Work to complete →
Exactly repeat the material, dropping only the pictures.
|---|
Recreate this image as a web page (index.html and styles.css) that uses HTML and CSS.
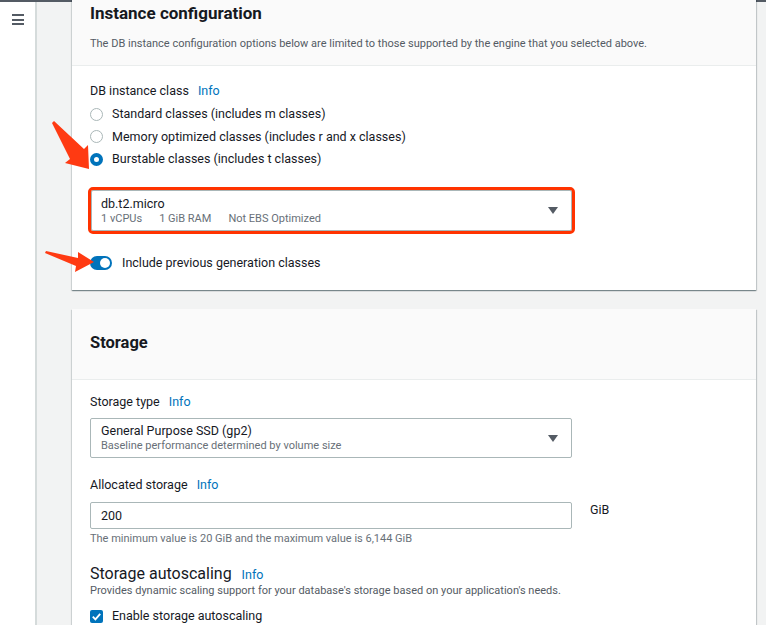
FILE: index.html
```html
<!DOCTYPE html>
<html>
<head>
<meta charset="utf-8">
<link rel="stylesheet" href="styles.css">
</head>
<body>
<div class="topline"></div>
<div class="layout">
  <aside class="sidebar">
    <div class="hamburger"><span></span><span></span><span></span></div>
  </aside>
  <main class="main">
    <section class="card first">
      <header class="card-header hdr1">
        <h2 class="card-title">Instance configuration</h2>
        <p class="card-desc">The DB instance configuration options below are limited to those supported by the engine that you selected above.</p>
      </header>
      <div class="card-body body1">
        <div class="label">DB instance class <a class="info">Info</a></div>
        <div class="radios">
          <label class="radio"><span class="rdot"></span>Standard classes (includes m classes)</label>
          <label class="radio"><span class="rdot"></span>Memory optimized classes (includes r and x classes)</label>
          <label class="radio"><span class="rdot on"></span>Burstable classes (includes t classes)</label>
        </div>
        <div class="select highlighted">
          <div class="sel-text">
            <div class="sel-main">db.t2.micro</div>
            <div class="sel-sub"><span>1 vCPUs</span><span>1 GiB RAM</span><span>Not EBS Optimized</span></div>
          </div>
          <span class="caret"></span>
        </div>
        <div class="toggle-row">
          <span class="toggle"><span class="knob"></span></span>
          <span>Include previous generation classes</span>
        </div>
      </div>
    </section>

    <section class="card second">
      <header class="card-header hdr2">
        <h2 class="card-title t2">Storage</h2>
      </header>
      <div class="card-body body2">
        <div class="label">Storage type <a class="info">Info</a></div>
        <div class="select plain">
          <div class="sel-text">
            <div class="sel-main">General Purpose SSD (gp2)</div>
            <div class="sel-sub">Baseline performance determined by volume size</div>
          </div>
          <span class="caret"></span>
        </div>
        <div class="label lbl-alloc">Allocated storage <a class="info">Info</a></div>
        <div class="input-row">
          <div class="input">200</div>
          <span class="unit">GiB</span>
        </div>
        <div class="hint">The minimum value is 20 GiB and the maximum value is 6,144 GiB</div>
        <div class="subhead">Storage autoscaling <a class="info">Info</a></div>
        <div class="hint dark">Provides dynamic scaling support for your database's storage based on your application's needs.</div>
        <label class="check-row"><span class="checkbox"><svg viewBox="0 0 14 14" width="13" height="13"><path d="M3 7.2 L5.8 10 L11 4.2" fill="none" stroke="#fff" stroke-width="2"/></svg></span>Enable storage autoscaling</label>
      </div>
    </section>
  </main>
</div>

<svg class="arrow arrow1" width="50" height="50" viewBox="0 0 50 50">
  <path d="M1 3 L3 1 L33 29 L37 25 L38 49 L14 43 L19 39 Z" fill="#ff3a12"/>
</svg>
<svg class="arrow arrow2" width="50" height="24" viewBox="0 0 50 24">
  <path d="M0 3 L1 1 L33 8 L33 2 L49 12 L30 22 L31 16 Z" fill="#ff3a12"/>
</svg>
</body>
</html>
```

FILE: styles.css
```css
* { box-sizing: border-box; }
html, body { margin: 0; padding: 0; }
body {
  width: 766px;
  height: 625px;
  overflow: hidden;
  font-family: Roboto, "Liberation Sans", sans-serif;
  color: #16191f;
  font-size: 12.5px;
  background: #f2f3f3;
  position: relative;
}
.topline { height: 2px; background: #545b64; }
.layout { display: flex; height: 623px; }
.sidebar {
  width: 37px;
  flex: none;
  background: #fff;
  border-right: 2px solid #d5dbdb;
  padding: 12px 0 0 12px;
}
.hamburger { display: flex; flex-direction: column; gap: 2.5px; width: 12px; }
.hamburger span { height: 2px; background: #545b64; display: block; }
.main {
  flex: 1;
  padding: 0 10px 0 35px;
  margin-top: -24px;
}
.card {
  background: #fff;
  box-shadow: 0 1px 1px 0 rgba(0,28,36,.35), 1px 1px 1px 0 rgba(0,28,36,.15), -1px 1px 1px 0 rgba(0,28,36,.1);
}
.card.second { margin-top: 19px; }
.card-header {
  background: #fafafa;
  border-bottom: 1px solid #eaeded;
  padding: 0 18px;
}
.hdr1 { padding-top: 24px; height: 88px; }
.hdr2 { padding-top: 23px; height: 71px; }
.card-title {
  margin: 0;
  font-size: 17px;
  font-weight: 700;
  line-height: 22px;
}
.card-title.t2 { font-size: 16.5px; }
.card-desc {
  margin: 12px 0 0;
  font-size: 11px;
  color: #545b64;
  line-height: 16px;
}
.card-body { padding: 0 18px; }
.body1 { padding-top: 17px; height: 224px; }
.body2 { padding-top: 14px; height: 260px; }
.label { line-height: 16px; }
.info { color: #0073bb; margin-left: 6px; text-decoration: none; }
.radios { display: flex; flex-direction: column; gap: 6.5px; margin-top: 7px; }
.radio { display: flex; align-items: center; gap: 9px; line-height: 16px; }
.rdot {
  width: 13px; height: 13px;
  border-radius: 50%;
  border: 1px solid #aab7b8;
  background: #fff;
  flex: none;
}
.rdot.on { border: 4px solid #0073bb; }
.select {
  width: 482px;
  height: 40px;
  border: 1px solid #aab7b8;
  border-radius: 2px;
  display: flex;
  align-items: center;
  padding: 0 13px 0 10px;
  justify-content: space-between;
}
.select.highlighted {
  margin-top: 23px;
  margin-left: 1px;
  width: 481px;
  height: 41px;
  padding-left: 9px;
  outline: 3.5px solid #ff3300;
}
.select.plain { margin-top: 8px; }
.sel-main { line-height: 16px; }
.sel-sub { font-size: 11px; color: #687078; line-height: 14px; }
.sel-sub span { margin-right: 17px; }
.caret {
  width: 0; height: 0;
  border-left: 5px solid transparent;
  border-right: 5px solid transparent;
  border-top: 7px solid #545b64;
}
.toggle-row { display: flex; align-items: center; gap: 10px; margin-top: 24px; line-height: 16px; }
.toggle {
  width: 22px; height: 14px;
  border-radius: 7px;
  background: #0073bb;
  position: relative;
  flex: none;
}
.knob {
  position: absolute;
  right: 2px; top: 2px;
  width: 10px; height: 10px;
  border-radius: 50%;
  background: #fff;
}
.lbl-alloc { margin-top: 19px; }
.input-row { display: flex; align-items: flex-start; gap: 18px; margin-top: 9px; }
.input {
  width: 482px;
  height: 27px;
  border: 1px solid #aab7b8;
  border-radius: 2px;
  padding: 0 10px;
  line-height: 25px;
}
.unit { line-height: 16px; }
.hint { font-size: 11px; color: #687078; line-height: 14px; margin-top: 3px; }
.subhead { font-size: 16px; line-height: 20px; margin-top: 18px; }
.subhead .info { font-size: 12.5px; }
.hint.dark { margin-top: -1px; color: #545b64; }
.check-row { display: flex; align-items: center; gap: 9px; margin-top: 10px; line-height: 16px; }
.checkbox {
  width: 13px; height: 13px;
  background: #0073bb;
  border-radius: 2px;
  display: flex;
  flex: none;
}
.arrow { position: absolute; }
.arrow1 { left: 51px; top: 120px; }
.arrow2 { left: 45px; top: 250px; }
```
|---|
Expected answer →
Recreate this image as a web page (index.html and styles.css) that uses HTML and CSS.
FILE: index.html
```html
<!DOCTYPE html>
<html>
<head>
<meta charset="utf-8">
<link rel="stylesheet" href="styles.css">
</head>
<body>
<div class="topline"></div>
<div class="layout">
  <aside class="sidebar">
    <div class="hamburger"><span></span><span></span><span></span></div>
  </aside>
  <main class="main">
    <section class="card first">
      <header class="card-header hdr1">
        <h2 class="card-title">Instance configuration</h2>
        <p class="card-desc">The DB instance configuration options below are limited to those supported by the engine that you selected above.</p>
      </header>
      <div class="card-body body1">
        <div class="label">DB instance class <a class="info">Info</a></div>
        <div class="radios">
          <label class="radio"><span class="rdot"></span>Standard classes (includes m classes)</label>
          <label class="radio"><span class="rdot"></span>Memory optimized classes (includes r and x classes)</label>
          <label class="radio"><span class="rdot on"></span>Burstable classes (includes t classes)</label>
        </div>
        <div class="select highlighted">
          <div class="sel-text">
            <div class="sel-main">db.t2.micro</div>
            <div class="sel-sub"><span>1 vCPUs</span><span>1 GiB RAM</span><span>Not EBS Optimized</span></div>
          </div>
          <span class="caret"></span>
        </div>
        <div class="toggle-row">
          <span class="toggle"><span class="knob"></span></span>
          <span>Include previous generation classes</span>
        </div>
      </div>
    </section>

    <section class="card second">
      <header class="card-header hdr2">
        <h2 class="card-title t2">Storage</h2>
      </header>
      <div class="card-body body2">
        <div class="label">Storage type <a class="info">Info</a></div>
        <div class="select plain">
          <div class="sel-text">
            <div class="sel-main">General Purpose SSD (gp2)</div>
            <div class="sel-sub">Baseline performance determined by volume size</div>
          </div>
          <span class="caret"></span>
        </div>
        <div class="label lbl-alloc">Allocated storage <a class="info">Info</a></div>
        <div class="input-row">
          <div class="input">200</div>
          <span class="unit">GiB</span>
        </div>
        <div class="hint">The minimum value is 20 GiB and the maximum value is 6,144 GiB</div>
        <div class="subhead">Storage autoscaling <a class="info">Info</a></div>
        <div class="hint dark">Provides dynamic scaling support for your database's storage based on your application's needs.</div>
        <label class="check-row"><span class="checkbox"><svg viewBox="0 0 14 14" width="13" height="13"><path d="M3 7.2 L5.8 10 L11 4.2" fill="none" stroke="#fff" stroke-width="2"/></svg></span>Enable storage autoscaling</label>
      </div>
    </section>
  </main>
</div>

<svg class="arrow arrow1" width="50" height="50" viewBox="0 0 50 50">
  <path d="M1 3 L3 1 L33 29 L37 25 L38 49 L14 43 L19 39 Z" fill="#ff3a12"/>
</svg>
<svg class="arrow arrow2" width="50" height="24" viewBox="0 0 50 24">
  <path d="M0 3 L1 1 L33 8 L33 2 L49 12 L30 22 L31 16 Z" fill="#ff3a12"/>
</svg>
</body>
</html>
```

FILE: styles.css
```css
* { box-sizing: border-box; }
html, body { margin: 0; padding: 0; }
body {
  width: 766px;
  height: 625px;
  overflow: hidden;
  font-family: Roboto, "Liberation Sans", sans-serif;
  color: #16191f;
  font-size: 12.5px;
  background: #f2f3f3;
  position: relative;
}
.topline { height: 2px; background: #545b64; }
.layout { display: flex; height: 623px; }
.sidebar {
  width: 37px;
  flex: none;
  background: #fff;
  border-right: 2px solid #d5dbdb;
  padding: 12px 0 0 12px;
}
.hamburger { display: flex; flex-direction: column; gap: 2.5px; width: 12px; }
.hamburger span { height: 2px; background: #545b64; display: block; }
.main {
  flex: 1;
  padding: 0 10px 0 35px;
  margin-top: -24px;
}
.card {
  background: #fff;
  box-shadow: 0 1px 1px 0 rgba(0,28,36,.35), 1px 1px 1px 0 rgba(0,28,36,.15), -1px 1px 1px 0 rgba(0,28,36,.1);
}
.card.second { margin-top: 19px; }
.card-header {
  background: #fafafa;
  border-bottom: 1px solid #eaeded;
  padding: 0 18px;
}
.hdr1 { padding-top: 24px; height: 88px; }
.hdr2 { padding-top: 23px; height: 71px; }
.card-title {
  margin: 0;
  font-size: 17px;
  font-weight: 700;
  line-height: 22px;
}
.card-title.t2 { font-size: 16.5px; }
.card-desc {
  margin: 12px 0 0;
  font-size: 11px;
  color: #545b64;
  line-height: 16px;
}
.card-body { padding: 0 18px; }
.body1 { padding-top: 17px; height: 224px; }
.body2 { padding-top: 14px; height: 260px; }
.label { line-height: 16px; }
.info { color: #0073bb; margin-left: 6px; text-decoration: none; }
.radios { display: flex; flex-direction: column; gap: 6.5px; margin-top: 7px; }
.radio { display: flex; align-items: center; gap: 9px; line-height: 16px; }
.rdot {
  width: 13px; height: 13px;
  border-radius: 50%;
  border: 1px solid #aab7b8;
  background: #fff;
  flex: none;
}
.rdot.on { border: 4px solid #0073bb; }
.select {
  width: 482px;
  height: 40px;
  border: 1px solid #aab7b8;
  border-radius: 2px;
  display: flex;
  align-items: center;
  padding: 0 13px 0 10px;
  justify-content: space-between;
}
.select.highlighted {
  margin-top: 23px;
  margin-left: 1px;
  width: 481px;
  height: 41px;
  padding-left: 9px;
  outline: 3.5px solid #ff3300;
}
.select.plain { margin-top: 8px; }
.sel-main { line-height: 16px; }
.sel-sub { font-size: 11px; color: #687078; line-height: 14px; }
.sel-sub span { margin-right: 17px; }
.caret {
  width: 0; height: 0;
  border-left: 5px solid transparent;
  border-right: 5px solid transparent;
  border-top: 7px solid #545b64;
}
.toggle-row { display: flex; align-items: center; gap: 10px; margin-top: 24px; line-height: 16px; }
.toggle {
  width: 22px; height: 14px;
  border-radius: 7px;
  background: #0073bb;
  position: relative;
  flex: none;
}
.knob {
  position: absolute;
  right: 2px; top: 2px;
  width: 10px; height: 10px;
  border-radius: 50%;
  background: #fff;
}
.lbl-alloc { margin-top: 19px; }
.input-row { display: flex; align-items: flex-start; gap: 18px; margin-top: 9px; }
.input {
  width: 482px;
  height: 27px;
  border: 1px solid #aab7b8;
  border-radius: 2px;
  padding: 0 10px;
  line-height: 25px;
}
.unit { line-height: 16px; }
.hint { font-size: 11px; color: #687078; line-height: 14px; margin-top: 3px; }
.subhead { font-size: 16px; line-height: 20px; margin-top: 18px; }
.subhead .info { font-size: 12.5px; }
.hint.dark { margin-top: -1px; color: #545b64; }
.check-row { display: flex; align-items: center; gap: 9px; margin-top: 10px; line-height: 16px; }
.checkbox {
  width: 13px; height: 13px;
  background: #0073bb;
  border-radius: 2px;
  display: flex;
  flex: none;
}
.arrow { position: absolute; }
.arrow1 { left: 51px; top: 120px; }
.arrow2 { left: 45px; top: 250px; }
```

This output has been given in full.